The problem for leaders who get away with lying and oversimplifying is that they think they will be able to always get away with it. Thus, when finally caught or caught-on-to, their first response is to escalate the behavior that no longer works.

Witness Junior Bush’s defense of Rumsfeld: “I’m the decider, so I do the deciding.” Who is he trying to convince — U.S. public opinion or himself? Why not “I’m the failure because I do the failing” or “I’m the corrupter because I do the corrupting”?

He has frequently been of the “declaring it so makes it so” school of governance. Because he got away with it on selling the Iraq war, at least for the first few months, he thinks he can keep getting away with it. Because he so successfully used the “I’m the president who fights terrorism” argument for way too long, he thinks all he has to do is repeat this mantra, like when the scandal of illegal domestic wiretapping was exposed.

His problem is, that no longer works. Far too many people have seen through his lies, and he no longer gets the benefit of the doubt except from Fox “news” commentators.

A related problem for Bush is that he never meant most of what he said — it was all geared to selling his immoral and amoral policies, at providing a veneer of “common sense” over policies that people wouldn’t support on their own merits. So when people now no longer buy the veneer, there’s no substance to fall back on.

Except of course for Bush’s “base.” The millionaires and billionaires, the corporations and CEOs never needed any justification beyond how much money they were going to make off Bush’s policies. Tax cuts for the rich, boondoggles for big businesses, anti-people, anti-union, anti-women, and anti-poor-people policies were and are the reasons for making big contributions to the Republicans, especially Bush. Those contributions were an investment in a political figure who was somewhat successful at selling people on pro-big-business policies. They have undoubtedly started looking around for some other figurehead.
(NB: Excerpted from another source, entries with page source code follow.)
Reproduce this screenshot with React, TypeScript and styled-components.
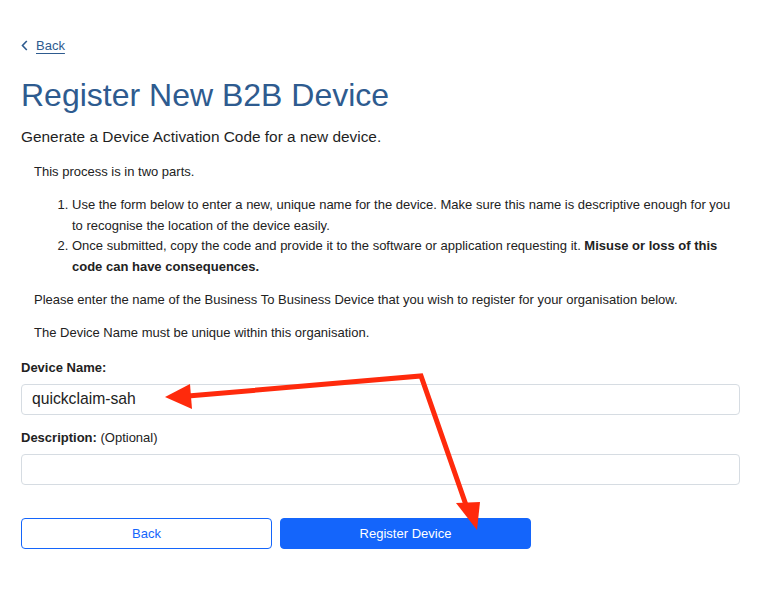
import styled, { createGlobalStyle } from "styled-components";

const GlobalStyle = createGlobalStyle`
  body {
    margin: 0;
    background: #fff;
    font-family: "Liberation Sans", Arial, sans-serif;
    color: #222;
  }
`;

const App = () => {
  return (
    <>
      <GlobalStyle />
      <Page>
        <BackLink href="#">
          <svg width="7" height="11" viewBox="0 0 7 11">
            <path d="M5.8 1 L1.5 5.5 L5.8 10" fill="none" stroke="#2e5b8f" strokeWidth="1.6" />
          </svg>
          <span>Back</span>
        </BackLink>
        <Title>Register New B2B Device</Title>
        <Lead>Generate a Device Activation Code for a new device.</Lead>
        <Body>
          <Para>This process is in two parts.</Para>
          <Steps>
            <li>
              Use the form below to enter a new, unique name for the device. Make sure this
              name is descriptive enough for you to recognise the location of the device
              easily.
            </li>
            <li>
              Once submitted, copy the code and provide it to the software or application
              requesting it. <strong>Misuse or loss of this code can have consequences.</strong>
            </li>
          </Steps>
          <Para>
            Please enter the name of the Business To Business Device that you wish to register
            for your organisation below.
          </Para>
          <Para>The Device Name must be unique within this organisation.</Para>
        </Body>
        <Field>
          <Label htmlFor="name">Device Name:</Label>
          <Input id="name" defaultValue="quickclaim-sah" />
        </Field>
        <Field>
          <Label htmlFor="desc">
            Description: <Optional>(Optional)</Optional>
          </Label>
          <Input id="desc" />
        </Field>
        <Actions>
          <Button $variant="outline">Back</Button>
          <Button $variant="primary">Register Device</Button>
        </Actions>
      </Page>
      <Annotation width="761" height="603" viewBox="0 0 761 603">
        <polyline
          points="188,396 421,376 466,505"
          fill="none"
          stroke="#ff2a0c"
          strokeWidth="5"
          strokeLinejoin="miter"
        />
        <polygon points="165,397 190,384 192,409" fill="#ff2a0c" />
        <polygon points="477,530 456,503 480,502" fill="#ff2a0c" />
      </Annotation>
    </>
  );
};

const Page = styled.div`
  width: 719px;
  padding: 37px 21px 40px;
`;

const BackLink = styled.a`
  display: inline-flex;
  align-items: center;
  gap: 8px;
  color: #2e5b8f;
  font-size: 13px;
  text-decoration: none;
  & > span {
    text-decoration: underline;
    text-underline-offset: 3px;
  }
`;

const Title = styled.h1`
  margin: 20px 0 0;
  font-size: 32px;
  font-weight: 400;
  line-height: 40px;
  color: #2e5b8f;
`;

const Lead = styled.p`
  margin: 11px 0 0;
  font-size: 15.4px;
  line-height: 22px;
  color: #1f1f1f;
`;

const Body = styled.div`
  padding: 14px 0 0 13px;
  font-size: 13px;
  line-height: 20.8px;
  color: #222;
`;

const Para = styled.p`
  margin: 0 0 12px;
`;

const Steps = styled.ol`
  margin: 0 0 12px;
  padding-left: 38px;
  & strong {
    font-weight: 700;
  }
`;

const Field = styled.div`
  display: flex;
  flex-direction: column;
  gap: 9px;
  margin-top: 16px;
  & + & {
    margin-top: 15px;
  }
`;

const Label = styled.label`
  font-size: 13px;
  font-weight: 700;
  color: #222;
`;

const Optional = styled.span`
  font-weight: 400;
`;

const Input = styled.input`
  box-sizing: border-box;
  width: 100%;
  height: 31px;
  padding: 0 10px;
  border: 1px solid #d6dce2;
  border-radius: 4px;
  font-family: inherit;
  font-size: 15.7px;
  color: #222;
  outline: none;
`;

const Actions = styled.div`
  display: flex;
  gap: 8px;
  margin-top: 33px;
`;

const Button = styled.button<{ $variant: "outline" | "primary" }>`
  width: 251px;
  height: 31px;
  border-radius: 4px;
  font-family: inherit;
  font-size: 13px;
  border: 1px solid #1465fb;
  background: ${({ $variant }) => ($variant === "primary" ? "#1465fb" : "#fff")};
  color: ${({ $variant }) => ($variant === "primary" ? "#fff" : "#1465fb")};
`;

const Annotation = styled.svg`
  position: absolute;
  top: 0;
  left: 0;
  pointer-events: none;
`;

export default App;
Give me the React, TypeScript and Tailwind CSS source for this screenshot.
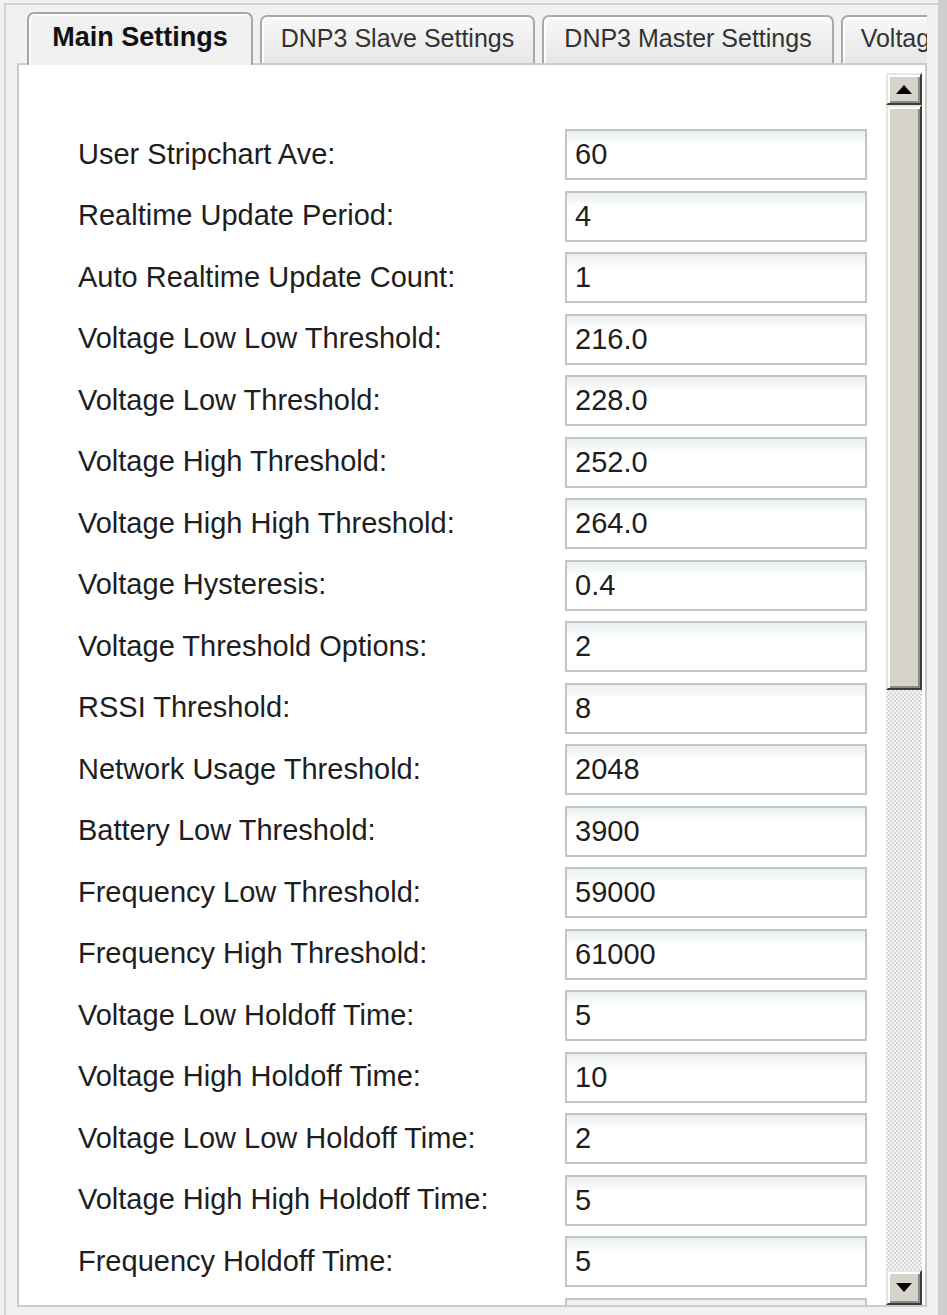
import React from 'react'

const rows: [string, string][] = [
  ['User Stripchart Ave:', '60'],
  ['Realtime Update Period:', '4'],
  ['Auto Realtime Update Count:', '1'],
  ['Voltage Low Low Threshold:', '216.0'],
  ['Voltage Low Threshold:', '228.0'],
  ['Voltage High Threshold:', '252.0'],
  ['Voltage High High Threshold:', '264.0'],
  ['Voltage Hysteresis:', '0.4'],
  ['Voltage Threshold Options:', '2'],
  ['RSSI Threshold:', '8'],
  ['Network Usage Threshold:', '2048'],
  ['Battery Low Threshold:', '3900'],
  ['Frequency Low Threshold:', '59000'],
  ['Frequency High Threshold:', '61000'],
  ['Voltage Low Holdoff Time:', '5'],
  ['Voltage High Holdoff Time:', '10'],
  ['Voltage Low Low Holdoff Time:', '2'],
  ['Voltage High High Holdoff Time:', '5'],
  ['Frequency Holdoff Time:', '5'],
  ['', ''],
]

const tabs = [
  { label: 'DNP3 Slave Settings', w: 'w-[275px]' },
  { label: 'DNP3 Master Settings', w: 'w-[292px]' },
  { label: 'Voltage Settings', w: 'w-[220px]' },
]

function Arrow({ up }: { up?: boolean }) {
  return (
    <svg width="16" height="9" viewBox="0 0 16 9">
      {up ? <polygon points="8,0 16,9 0,9" fill="#000" /> : <polygon points="0,0 16,0 8,9" fill="#000" />}
    </svg>
  )
}

const bevel = 'bg-[#d5d3ca] border-2 border-t-[#e8e6de] border-l-[#e8e6de] border-r-[#3c3c3c] border-b-[#3c3c3c] shadow-[inset_2px_2px_0_#ffffff,inset_-2px_-2px_0_#8a8a86]'

export default function App() {
  return (
    <div className="w-[947px] h-[1315px] bg-[#f1f1f1] flex overflow-hidden font-['Liberation_Sans',Arial,sans-serif] text-[#1e1e1e]">
      <div className="w-[938px] shrink-0 min-w-0 pl-[4px] pt-[3px]">
        <div className="h-full min-w-0 border-l-2 border-t-2 border-[#d3d3d3] pl-[11px] pr-[11px] pt-[7px] flex flex-col">
          {/* tabs */}
          <div className="relative z-10 -mb-[2px] w-full min-w-0 h-[53px] flex items-end gap-[7px] pl-[10px] overflow-hidden">
            <div className="shrink-0 w-[226px] h-[53px] rounded-t-[7px] border-2 border-b-0 border-[#a6a6a6] bg-[#f0f0f0] shadow-[inset_2px_2px_0_#fbfbfb] flex items-center justify-center pb-[4px] text-[27px] font-bold text-[#111]">
              Main Settings
            </div>
            {tabs.map((t) => (
              <div key={t.label}
                className={`shrink-0 ${t.w} h-[48px] mb-[2px] rounded-t-[7px] border-2 border-b-0 border-[#a9a9a9] bg-[linear-gradient(to_bottom,#f8f8f8,#e7e7e7)] shadow-[inset_2px_2px_0_#ffffff] flex items-center justify-center pb-[2px] text-[25px] text-[#333]`}>
                <span className="whitespace-nowrap">{t.label}</span>
              </div>
            ))}
          </div>

          {/* panel */}
          <div className="h-[1244px] w-full min-w-0 border-2 border-[#cbcbcb] bg-white flex">
            <div className="flex-1 min-w-0 overflow-hidden pt-[64px] pl-[59px]">
              <div className="flex flex-col gap-[10.5px]">
                {rows.map(([label, value], i) => (
                  <div key={i} className="h-[51px] flex items-center">
                    <div className="w-[487px] shrink-0 text-[29px] whitespace-nowrap">{label}</div>
                    <input
                      readOnly
                      defaultValue={value}
                      className="w-[302px] shrink-0 h-[51px] border-2 border-[#c3c5c5] bg-[linear-gradient(to_bottom,#e9efef,#ffffff_30%)] pl-[8px] text-[29px] text-[#1e1e1e] outline-none"
                    />
                  </div>
                ))}
              </div>
            </div>

            {/* scrollbar */}
            <div className="w-[36px] shrink-0 mt-[8px] mr-[3px] flex flex-col">
              <div className={`h-[32px] ${bevel} flex items-center justify-center`}>
                <Arrow up />
              </div>
              <div className={`h-[585px] ${bevel}`} />
              <div className="flex-1 bg-[image:repeating-conic-gradient(#d9d9d9_0_25%,#f6f6f6_0_50%)] bg-[length:4px_4px]" />
              <div className={`h-[35px] ${bevel} flex items-center justify-center`}>
                <Arrow />
              </div>
            </div>
          </div>
        </div>
      </div>
      <div className="w-[9px] shrink-0 bg-[#cecece]" />
    </div>
  )
}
Bush’s policies on their own have never been as popular as Bush himself, with his straight-talking, plain-speaking image. It was always an illusion, but for several years enough people bought it that he could get away with cramming his program through. Now that millions more understand the illusion, cranking up the old advertising campaigns just makes things worse for him.

The reason to switch control of the House and Senate to the Democrats is because Bush is the decider and his decisions have been wrong, and his minions have been wrong too. The reason to impeach is because Bush is the decider and has decided on illegal and unconstitutional programs. The reason to get rid of the whole ultra-right establishment is because Bush’s “ideas” and policies are bankrupt and against the interests of the vast majority of the people.

Bush can chase his own tail in an orgy of circular reasoning, but that is no reason to let him do so on our time. We, the people, are the ultimate deciders. That’s what is required for our democracy: for we, the people, to take the power that belongs to us into our own hands and use that power to throw the bums out, starting with Bum #1, Baby Boy Bush. He is only the decider as long as we let him get away with it. Of course, he only plays the decider on television, we need to get rid of the powers behind his throne. We can, should and must put a period to his policies.